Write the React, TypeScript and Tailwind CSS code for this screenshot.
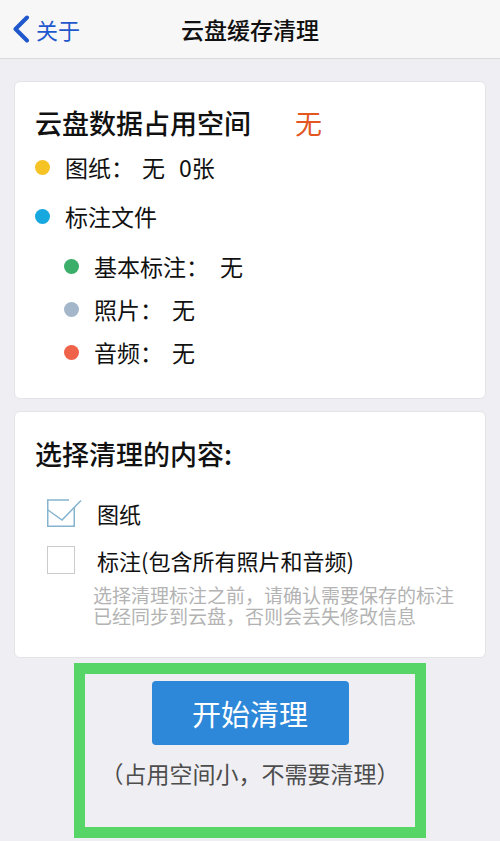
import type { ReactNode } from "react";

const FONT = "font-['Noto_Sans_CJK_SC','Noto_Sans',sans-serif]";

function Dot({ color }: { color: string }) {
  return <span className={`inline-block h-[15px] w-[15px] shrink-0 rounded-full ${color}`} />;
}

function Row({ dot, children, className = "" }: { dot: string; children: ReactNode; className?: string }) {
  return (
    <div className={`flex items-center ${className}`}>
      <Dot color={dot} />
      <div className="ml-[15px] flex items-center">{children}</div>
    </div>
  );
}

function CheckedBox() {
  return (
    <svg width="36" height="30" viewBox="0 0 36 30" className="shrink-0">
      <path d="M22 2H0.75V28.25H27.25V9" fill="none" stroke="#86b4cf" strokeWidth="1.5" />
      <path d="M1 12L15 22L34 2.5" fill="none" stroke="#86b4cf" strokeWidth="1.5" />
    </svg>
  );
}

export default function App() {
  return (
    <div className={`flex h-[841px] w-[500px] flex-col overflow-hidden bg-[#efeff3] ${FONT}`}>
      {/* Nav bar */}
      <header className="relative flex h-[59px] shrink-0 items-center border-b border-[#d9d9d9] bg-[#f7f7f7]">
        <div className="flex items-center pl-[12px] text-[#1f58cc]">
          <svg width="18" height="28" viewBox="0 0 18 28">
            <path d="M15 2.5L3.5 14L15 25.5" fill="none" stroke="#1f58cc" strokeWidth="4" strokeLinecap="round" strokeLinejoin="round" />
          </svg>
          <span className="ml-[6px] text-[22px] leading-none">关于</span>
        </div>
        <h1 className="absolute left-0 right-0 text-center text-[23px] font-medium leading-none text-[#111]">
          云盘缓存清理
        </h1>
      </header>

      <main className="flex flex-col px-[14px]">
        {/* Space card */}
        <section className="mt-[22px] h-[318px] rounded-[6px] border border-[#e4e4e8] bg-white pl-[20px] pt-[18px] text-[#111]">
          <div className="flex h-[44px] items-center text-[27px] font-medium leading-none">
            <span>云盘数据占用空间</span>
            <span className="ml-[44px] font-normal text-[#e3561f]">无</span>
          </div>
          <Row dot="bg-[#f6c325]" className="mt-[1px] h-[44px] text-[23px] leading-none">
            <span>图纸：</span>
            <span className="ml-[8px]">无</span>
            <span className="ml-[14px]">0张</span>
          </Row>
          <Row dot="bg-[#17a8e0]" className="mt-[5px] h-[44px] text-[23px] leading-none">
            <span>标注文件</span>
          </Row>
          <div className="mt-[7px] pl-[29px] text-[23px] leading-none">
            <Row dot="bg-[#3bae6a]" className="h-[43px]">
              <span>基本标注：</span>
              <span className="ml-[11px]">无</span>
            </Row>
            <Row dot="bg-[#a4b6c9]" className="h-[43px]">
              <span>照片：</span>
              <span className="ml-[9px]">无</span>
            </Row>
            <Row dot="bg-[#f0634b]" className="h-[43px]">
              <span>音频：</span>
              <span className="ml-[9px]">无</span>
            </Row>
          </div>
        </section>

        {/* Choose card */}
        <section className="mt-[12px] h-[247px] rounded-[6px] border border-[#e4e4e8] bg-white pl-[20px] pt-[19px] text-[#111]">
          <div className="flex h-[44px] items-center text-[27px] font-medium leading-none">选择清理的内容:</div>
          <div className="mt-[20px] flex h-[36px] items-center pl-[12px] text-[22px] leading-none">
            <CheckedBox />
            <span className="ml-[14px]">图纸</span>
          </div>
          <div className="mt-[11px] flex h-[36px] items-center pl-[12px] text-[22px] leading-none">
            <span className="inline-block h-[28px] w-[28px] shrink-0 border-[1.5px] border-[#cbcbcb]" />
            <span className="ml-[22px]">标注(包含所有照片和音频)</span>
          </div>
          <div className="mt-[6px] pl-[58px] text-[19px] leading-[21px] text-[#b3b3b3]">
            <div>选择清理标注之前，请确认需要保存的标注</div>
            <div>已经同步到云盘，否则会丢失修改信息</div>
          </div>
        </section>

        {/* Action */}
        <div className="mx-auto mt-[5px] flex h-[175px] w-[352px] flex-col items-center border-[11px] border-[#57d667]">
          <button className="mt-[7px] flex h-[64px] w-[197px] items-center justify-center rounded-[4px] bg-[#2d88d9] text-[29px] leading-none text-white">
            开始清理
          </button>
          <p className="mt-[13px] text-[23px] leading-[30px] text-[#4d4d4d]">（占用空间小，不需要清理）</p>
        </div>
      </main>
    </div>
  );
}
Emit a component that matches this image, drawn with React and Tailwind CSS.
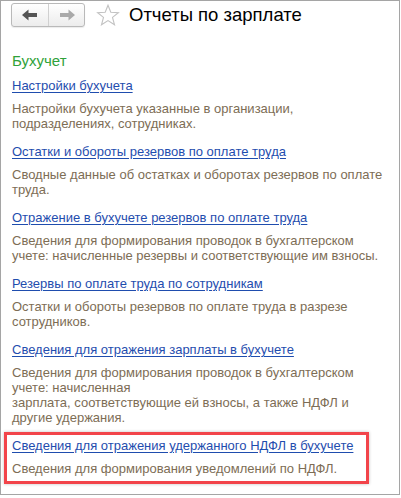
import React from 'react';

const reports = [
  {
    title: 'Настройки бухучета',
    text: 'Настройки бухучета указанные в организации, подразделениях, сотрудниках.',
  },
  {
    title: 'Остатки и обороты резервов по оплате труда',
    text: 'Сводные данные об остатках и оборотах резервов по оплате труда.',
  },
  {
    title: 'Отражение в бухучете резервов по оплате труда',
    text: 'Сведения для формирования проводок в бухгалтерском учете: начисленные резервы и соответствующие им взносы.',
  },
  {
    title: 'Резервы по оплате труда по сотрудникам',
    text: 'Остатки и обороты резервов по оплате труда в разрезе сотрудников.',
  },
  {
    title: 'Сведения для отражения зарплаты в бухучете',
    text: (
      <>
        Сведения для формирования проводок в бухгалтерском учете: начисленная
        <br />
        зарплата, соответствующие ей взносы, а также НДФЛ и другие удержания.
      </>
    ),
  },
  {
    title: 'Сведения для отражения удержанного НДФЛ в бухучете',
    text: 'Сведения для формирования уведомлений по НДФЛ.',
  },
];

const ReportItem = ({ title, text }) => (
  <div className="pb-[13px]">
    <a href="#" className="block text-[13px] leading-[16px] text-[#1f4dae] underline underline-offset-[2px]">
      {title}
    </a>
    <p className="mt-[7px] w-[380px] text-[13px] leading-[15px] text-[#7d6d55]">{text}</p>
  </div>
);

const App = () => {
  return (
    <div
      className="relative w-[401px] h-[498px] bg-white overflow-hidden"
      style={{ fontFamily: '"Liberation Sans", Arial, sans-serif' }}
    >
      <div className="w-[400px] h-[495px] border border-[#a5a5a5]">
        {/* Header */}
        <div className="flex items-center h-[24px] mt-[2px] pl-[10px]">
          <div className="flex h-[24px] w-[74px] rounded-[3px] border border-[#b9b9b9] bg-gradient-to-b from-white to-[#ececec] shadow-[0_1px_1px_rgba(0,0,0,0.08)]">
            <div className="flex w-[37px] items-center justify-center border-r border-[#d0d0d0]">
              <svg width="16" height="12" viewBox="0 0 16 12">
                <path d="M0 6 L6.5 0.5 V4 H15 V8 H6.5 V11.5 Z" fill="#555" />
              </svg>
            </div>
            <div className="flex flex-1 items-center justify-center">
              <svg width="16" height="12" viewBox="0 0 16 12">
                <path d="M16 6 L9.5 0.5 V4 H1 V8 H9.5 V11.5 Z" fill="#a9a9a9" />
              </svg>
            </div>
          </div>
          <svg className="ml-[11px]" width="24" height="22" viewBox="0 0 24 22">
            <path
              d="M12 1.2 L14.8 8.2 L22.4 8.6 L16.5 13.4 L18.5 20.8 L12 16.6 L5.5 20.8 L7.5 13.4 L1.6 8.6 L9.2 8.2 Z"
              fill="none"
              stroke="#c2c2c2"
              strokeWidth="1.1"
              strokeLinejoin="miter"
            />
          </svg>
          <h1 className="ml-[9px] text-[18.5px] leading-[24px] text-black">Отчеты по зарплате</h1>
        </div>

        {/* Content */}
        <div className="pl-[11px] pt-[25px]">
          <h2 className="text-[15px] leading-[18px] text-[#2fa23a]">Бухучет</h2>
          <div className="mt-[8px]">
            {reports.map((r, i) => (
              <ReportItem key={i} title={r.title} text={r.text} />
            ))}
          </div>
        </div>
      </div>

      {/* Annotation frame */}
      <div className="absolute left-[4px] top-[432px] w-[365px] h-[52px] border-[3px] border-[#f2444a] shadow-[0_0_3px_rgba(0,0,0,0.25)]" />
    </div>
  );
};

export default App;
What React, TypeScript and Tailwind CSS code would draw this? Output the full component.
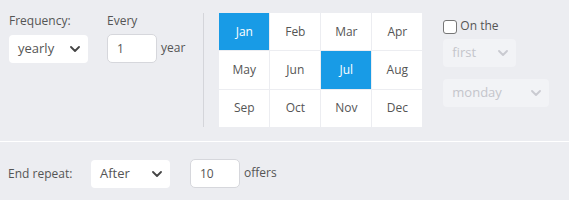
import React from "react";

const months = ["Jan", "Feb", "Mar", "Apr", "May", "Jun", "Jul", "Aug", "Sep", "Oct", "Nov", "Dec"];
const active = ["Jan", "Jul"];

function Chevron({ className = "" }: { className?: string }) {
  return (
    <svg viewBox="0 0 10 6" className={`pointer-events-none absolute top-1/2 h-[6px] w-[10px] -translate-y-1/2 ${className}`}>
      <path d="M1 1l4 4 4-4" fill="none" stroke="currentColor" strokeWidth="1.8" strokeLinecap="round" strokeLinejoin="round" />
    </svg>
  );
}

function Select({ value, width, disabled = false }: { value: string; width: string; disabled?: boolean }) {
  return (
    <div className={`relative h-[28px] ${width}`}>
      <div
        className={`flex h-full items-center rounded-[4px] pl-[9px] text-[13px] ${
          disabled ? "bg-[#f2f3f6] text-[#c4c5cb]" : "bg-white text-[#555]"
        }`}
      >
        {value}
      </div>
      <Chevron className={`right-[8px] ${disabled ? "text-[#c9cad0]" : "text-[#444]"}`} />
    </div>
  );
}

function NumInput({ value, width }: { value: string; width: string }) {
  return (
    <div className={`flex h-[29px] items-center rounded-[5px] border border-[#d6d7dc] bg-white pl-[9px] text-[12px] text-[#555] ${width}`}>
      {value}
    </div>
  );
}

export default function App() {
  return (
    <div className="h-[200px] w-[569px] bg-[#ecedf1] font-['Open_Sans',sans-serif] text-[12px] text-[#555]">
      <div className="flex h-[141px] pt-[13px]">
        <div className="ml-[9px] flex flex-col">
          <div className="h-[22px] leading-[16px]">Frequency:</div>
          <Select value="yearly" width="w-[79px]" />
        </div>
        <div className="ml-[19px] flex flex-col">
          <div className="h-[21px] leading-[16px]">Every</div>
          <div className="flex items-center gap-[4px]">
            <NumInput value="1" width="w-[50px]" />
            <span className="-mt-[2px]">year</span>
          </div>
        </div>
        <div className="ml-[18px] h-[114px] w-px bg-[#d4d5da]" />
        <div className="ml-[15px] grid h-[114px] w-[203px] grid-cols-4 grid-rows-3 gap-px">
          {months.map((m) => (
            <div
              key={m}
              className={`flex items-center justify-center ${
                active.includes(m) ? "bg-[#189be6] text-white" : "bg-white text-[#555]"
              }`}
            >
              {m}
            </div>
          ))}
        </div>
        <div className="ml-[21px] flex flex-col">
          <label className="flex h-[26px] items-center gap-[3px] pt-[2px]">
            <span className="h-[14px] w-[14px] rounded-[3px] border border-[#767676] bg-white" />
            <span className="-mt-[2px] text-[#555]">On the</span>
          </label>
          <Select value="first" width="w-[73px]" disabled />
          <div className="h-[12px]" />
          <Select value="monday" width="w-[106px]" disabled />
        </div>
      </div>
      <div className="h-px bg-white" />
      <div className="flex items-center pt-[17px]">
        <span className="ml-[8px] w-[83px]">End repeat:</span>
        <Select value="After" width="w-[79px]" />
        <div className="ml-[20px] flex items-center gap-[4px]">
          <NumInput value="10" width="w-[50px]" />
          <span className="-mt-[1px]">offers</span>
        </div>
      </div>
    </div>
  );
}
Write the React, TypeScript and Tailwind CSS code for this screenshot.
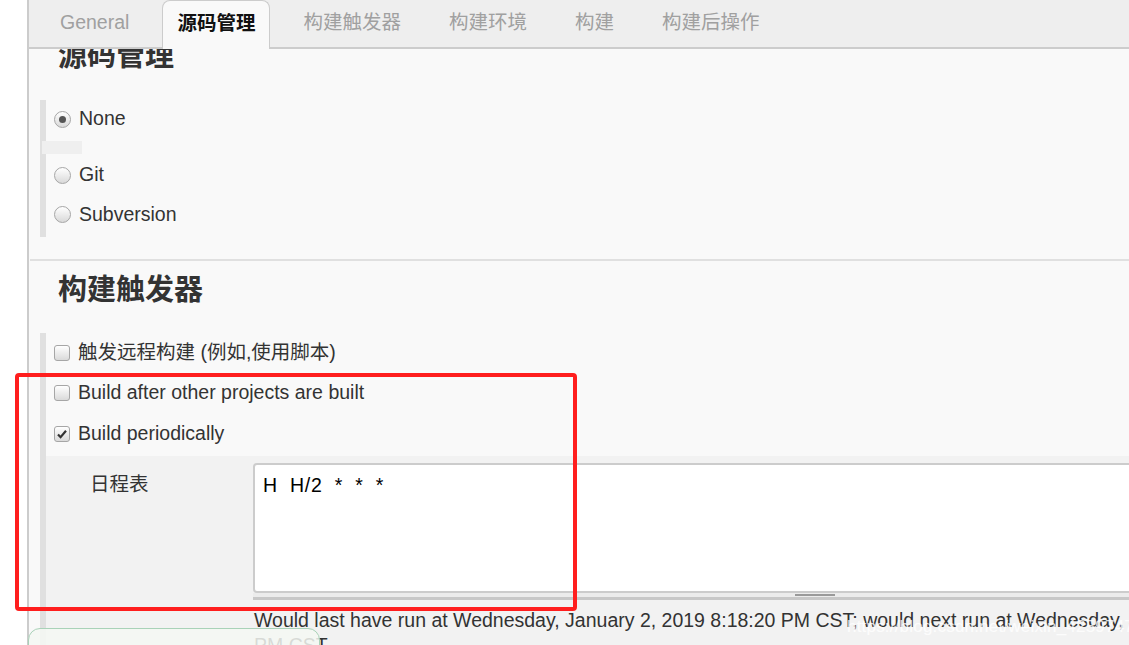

================

Keep to the lines above from the line with "Emit a component" to the line with "import React from 'react';", and set down exactly those, inclusive, with nothing else and every picture left out.

■ TASK RESULT ■
Emit a component that matches this image, drawn with React and Tailwind CSS.
import React from 'react';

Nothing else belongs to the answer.